Yes. You have hit upon the metaphoric meaning of מגבר as both 'speaking' and 'wilderness'.
The wilderness is a secondary metaphor. Like 'Waterloo', place is used for a metaphor of an activity that takes place there.
An interesting study would be to find any outliers: are there accounts of someone going to the 'wilderness' and not speaking to God in the literal or sensus plenior?
Looking at the formation of 'midbar' מדבר using Rabbi Eliezer's rule 30 Rules of Rabbi Eliezer
מ-דבר from מ speaking דבר, or father מ speaking דבר
מד-בר being measured מד the son בר
מ-ד-ב-ר the father's מ command ד revealed to man ב as the Word ר
מ(דב)ר Bitterness (death) מר with mutterings דב or the command revealed to man ד-ב at the heart.
There are three events which are 'revelationally' related in the sensus plenior because they represent the son offering a sacrifice in the desert:
Moses was told that he would be like God to Pharaoh and Aaron would be his mouthpiece. (the word 'kiss' נשק also means 'burn').
Ex 4:27 And the LORD said to Aaron, Go into the wilderness to meet
Moses. And he went, and met him in the mount of God, and kissed him.
Israel was called the son of God. They went to the wilderness to sacrifice to God.
Ex 8:28 And Pharaoh said, I will let you go, that ye may sacrifice to
the LORD your God in the wilderness; only ye shall not go very far
away: intreat for me.
Jesus was tempted in the wilderness. He was obedient to God, and obedience is the better sacrifice.
1Sa 15:22...Behold, to obey [is] better than sacrifice, [and] to
hearken than the fat of rams.
Who did they go into the wilderness to hear? The father:
מ-דבר from מ speaking דבר, or father מ speaking דבר
Who was being measured? The son:
מד-בר being measured מד the son בר
Who was being revealed to the world as the Word? the Incarnate Torah? Jesus:
מ-ד-ב-ר the father's מ command ד revealed to man ב as the Word ר
And what is the picture of Christ's death in the wilderness?
מ(דב)ר Bitterness (death) מר with mutterings דב or the command revealed to man ד-ב at the heart.
Aaron burned (offered himself) to Moses
Israel offered sacrifices to God, all of which are types of Christ.
Jesus was the stone that was rejected , which became the bread that we eat at communion.
Jesus had already cast himself from the highest place in his incarnation and would descend to the lowest place in his death.
The ideas presented here are foreign to many Christians but are common to Jews.
Hebrew words derive meaning from the meaning of the letters.
See SMS's answer here: https://christianity.stackexchange.com/questions/69442/whats-the-origin-of-this-approach-of-trying-to-obtain-meaning-from-the-individu
Sefir Yetzirah "some early commentators treated it as a treatise on mathematical and linguistic theory as opposed to Kabbalah." https://en.wikipedia.org/wiki/Sefer_Yetzirah
Any book on Kabbalah, which I do not endorse.

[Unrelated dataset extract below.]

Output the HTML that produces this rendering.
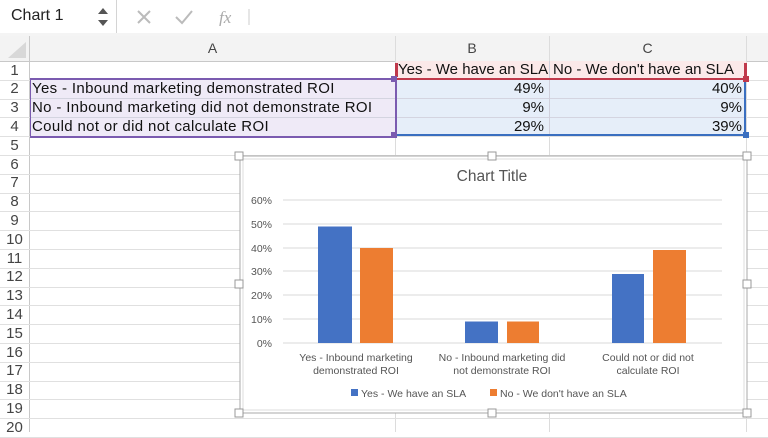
<!DOCTYPE html>
<html><head><style>
body{margin:0;width:768px;height:432px;overflow:hidden;background:#fff;font-family:"Liberation Sans",sans-serif;position:relative}
.a{position:absolute}
</style></head><body>
<div class="a" style="left:0;top:0;width:768px;height:33px;background:#fff;border-bottom:1px solid #d0d0d0"></div>
<div class="a" style="left:0;top:0;width:116px;height:33px;border-right:1px solid #d4d4d4"></div>
<div class="a" style="left:11px;top:7px;font-size:16px;color:#222">Chart 1</div>
<svg class="a" style="left:96px;top:5px" width="14" height="24"><path d="M2 9 L7 3 L12 9Z M2 15 L7 21 L12 15Z" fill="#555"/></svg>
<svg class="a" style="left:136px;top:8px" width="120" height="18">
<path d="M2 3 L14 15 M14 3 L2 15" stroke="#bbb" stroke-width="2"/>
<path d="M40 9 L46 15 L56 3" stroke="#bbb" stroke-width="2" fill="none"/>
<text x="83" y="15" font-family="Liberation Serif" font-style="italic" font-size="17" fill="#aaa">fx</text>
<line x1="113" y1="1" x2="113" y2="17" stroke="#ccc"/>
</svg>
<div class="a" style="left:0;top:33px;width:768px;height:3px;background:#f4f4f4"></div>
<div class="a" style="left:0;top:36px;width:768px;height:25px;background:#f3f3f3;border-bottom:1px solid #c8c8c8"></div>
<svg class="a" style="left:4px;top:40px" width="24" height="20"><path d="M22 2 L22 18 L4 18Z" fill="#d8d8d8"/></svg>
<div class="a" style="left:29px;top:36px;width:1px;height:396px;background:#c8c8c8"></div>
<div class="a" style="left:30px;top:40px;width:365px;text-align:center;font-size:14px;color:#444">A</div>
<div class="a" style="left:395px;top:40px;width:154px;text-align:center;font-size:14px;color:#444">B</div>
<div class="a" style="left:549px;top:40px;width:197px;text-align:center;font-size:14px;color:#444">C</div>
<div class="a" style="left:395px;top:36px;width:1px;height:396px;background:#dcdcdc"></div>
<div class="a" style="left:549px;top:36px;width:1px;height:396px;background:#dcdcdc"></div>
<div class="a" style="left:746px;top:36px;width:1px;height:396px;background:#dcdcdc"></div>
<div id="rows"></div>
<script>
var h='';for(var i=1;i<=20;i++){var t=61+(i-1)*18.8;h+='<div class="a" style="left:0;top:'+(t+18.8)+'px;width:768px;height:1px;background:#e0e0e0"></div><div class="a" style="left:0;top:'+(t+0.5)+'px;width:29px;text-align:center;font-size:15px;color:#444">'+i+'</div>';}
document.getElementById('rows').innerHTML=h;
</script>
<div class="a" style="left:30px;top:80px;width:365px;height:56px;background:#efeaf7"></div>
<div class="a" style="left:396px;top:61px;width:350px;height:19px;background:#fbe9e9"></div>
<div class="a" style="left:396px;top:80px;width:350px;height:56px;background:#e6eef9"></div>
<div class="a" style="left:30px;top:98px;width:716px;height:1px;background:#d4d4e0"></div>
<div class="a" style="left:30px;top:117px;width:716px;height:1px;background:#d4d4e0"></div>
<div class="a" style="left:549px;top:61px;width:1px;height:75px;background:#d0d0dc"></div>
<div class="a" style="left:30px;top:78px;width:364px;height:56px;border:2px solid #7b5bb0;border-left-width:1px"></div>
<div class="a" style="left:396px;top:78px;width:350px;height:2px;background:#c0394b"></div>
<div class="a" style="left:395px;top:63px;width:3px;height:14px;background:#c0394b"></div>
<div class="a" style="left:744px;top:63px;width:3px;height:14px;background:#c0394b"></div>
<div class="a" style="left:396px;top:134px;width:350px;height:2px;background:#3a6fc0"></div>
<div class="a" style="left:744px;top:82px;width:2px;height:52px;background:#3a6fc0"></div>
<div class="a" style="left:391px;top:76px;width:6px;height:6px;background:#7b5bb0"></div>
<div class="a" style="left:391px;top:132px;width:6px;height:6px;background:#7b5bb0"></div>
<div class="a" style="left:743px;top:76px;width:6px;height:6px;background:#c0394b"></div>
<div class="a" style="left:743px;top:132px;width:6px;height:6px;background:#3a6fc0"></div>
<div class="a" style="left:32px;top:80px;font-size:15px;line-height:18.8px;color:#111;white-space:nowrap;letter-spacing:0.35px">Yes - Inbound marketing demonstrated ROI<br>No - Inbound marketing did not demonstrate ROI<br>Could not or did not calculate ROI</div>
<div class="a" style="left:398px;top:61px;font-size:15px;color:#111;white-space:nowrap">Yes - We have an SLA</div>
<div class="a" style="left:553px;top:61px;font-size:15px;color:#111;white-space:nowrap">No - We don't have an SLA</div>
<div class="a" style="left:396px;top:80px;width:148px;text-align:right;font-size:15px;line-height:18.8px;color:#111">49%<br>9%<br>29%</div>
<div class="a" style="left:550px;top:80px;width:192px;text-align:right;font-size:15px;line-height:18.8px;color:#111">40%<br>9%<br>39%</div>
<svg class="a" style="left:0;top:0" width="768" height="432" font-family="Liberation Sans">
<rect x="240" y="156" width="507" height="257" fill="#fff" stroke="#a8a8a8"/>
<rect x="243" y="159" width="501" height="251" fill="none" stroke="#ddd"/>
<g fill="#fff" stroke="#999">
<rect x="235" y="152" width="8" height="8"/><rect x="488" y="152" width="8" height="8"/><rect x="743" y="152" width="8" height="8"/>
<rect x="235" y="280" width="8" height="8"/><rect x="743" y="280" width="8" height="8"/>
<rect x="235" y="409" width="8" height="8"/><rect x="488" y="409" width="8" height="8"/><rect x="743" y="409" width="8" height="8"/>
</g>
<text x="492" y="181" text-anchor="middle" font-size="15.5" fill="#555">Chart Title</text>
<g stroke="#d9d9d9">
<line x1="283" y1="200" x2="722" y2="200"/><line x1="283" y1="224" x2="722" y2="224"/><line x1="283" y1="248" x2="722" y2="248"/>
<line x1="283" y1="271" x2="722" y2="271"/><line x1="283" y1="295" x2="722" y2="295"/><line x1="283" y1="319" x2="722" y2="319"/><line x1="283" y1="343" x2="722" y2="343"/>
</g>
<g font-size="10.5" fill="#555" text-anchor="end">
<text x="272" y="204">60%</text><text x="272" y="228">50%</text><text x="272" y="252">40%</text><text x="272" y="275">30%</text><text x="272" y="299">20%</text><text x="272" y="323">10%</text><text x="272" y="347">0%</text>
</g>
<g fill="#4472c4"><rect x="318" y="226.5" width="34" height="116.5"/><rect x="465" y="321.5" width="33" height="21.5"/><rect x="612" y="274" width="32" height="69"/></g>
<g fill="#ed7d31"><rect x="360" y="248" width="33" height="95"/><rect x="507" y="321.5" width="32" height="21.5"/><rect x="653" y="250" width="33" height="93"/></g>
<g font-size="10.5" fill="#555" text-anchor="middle">
<text x="356" y="361">Yes - Inbound marketing</text><text x="356" y="374">demonstrated ROI</text>
<text x="502" y="361">No - Inbound marketing did</text><text x="502" y="374">not demonstrate ROI</text>
<text x="648" y="361">Could not or did not</text><text x="648" y="374">calculate ROI</text>
</g>
<rect x="351" y="389" width="7" height="7" fill="#4472c4"/><text x="361" y="397" font-size="10.5" fill="#555">Yes - We have an SLA</text>
<rect x="490" y="389" width="7" height="7" fill="#ed7d31"/><text x="500" y="397" font-size="10.5" fill="#555">No - We don't have an SLA</text>
</svg>
</body></html>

What's is observable is that belief that the letters have meaning.
Current works by https://www.linkedin.com/in/rabbircklein/ who is attempting to coerce the meanings from the letters.
This is the one which I am currently testing. https://sensusplenior.net/wiki/Pneumnemonic_Hebrew_for_Beginners using the rules posted here: What are the strict set of rules followed by sensus plenior?
I am currently collaborating on a Dictionary of 'Gates'; two-letter sub-roots.
John demonstrates a knowledge of this in 1Jo 5:7 Where heaven שמים has three consonants (yes and one vowel) which mean father מ, Word ם and Spirit א. And earth ארץ having Spirit א, water ר, and blood ץ. Naturally he translated into Greek for the emerging Greek church which did not have a background in Hebrew.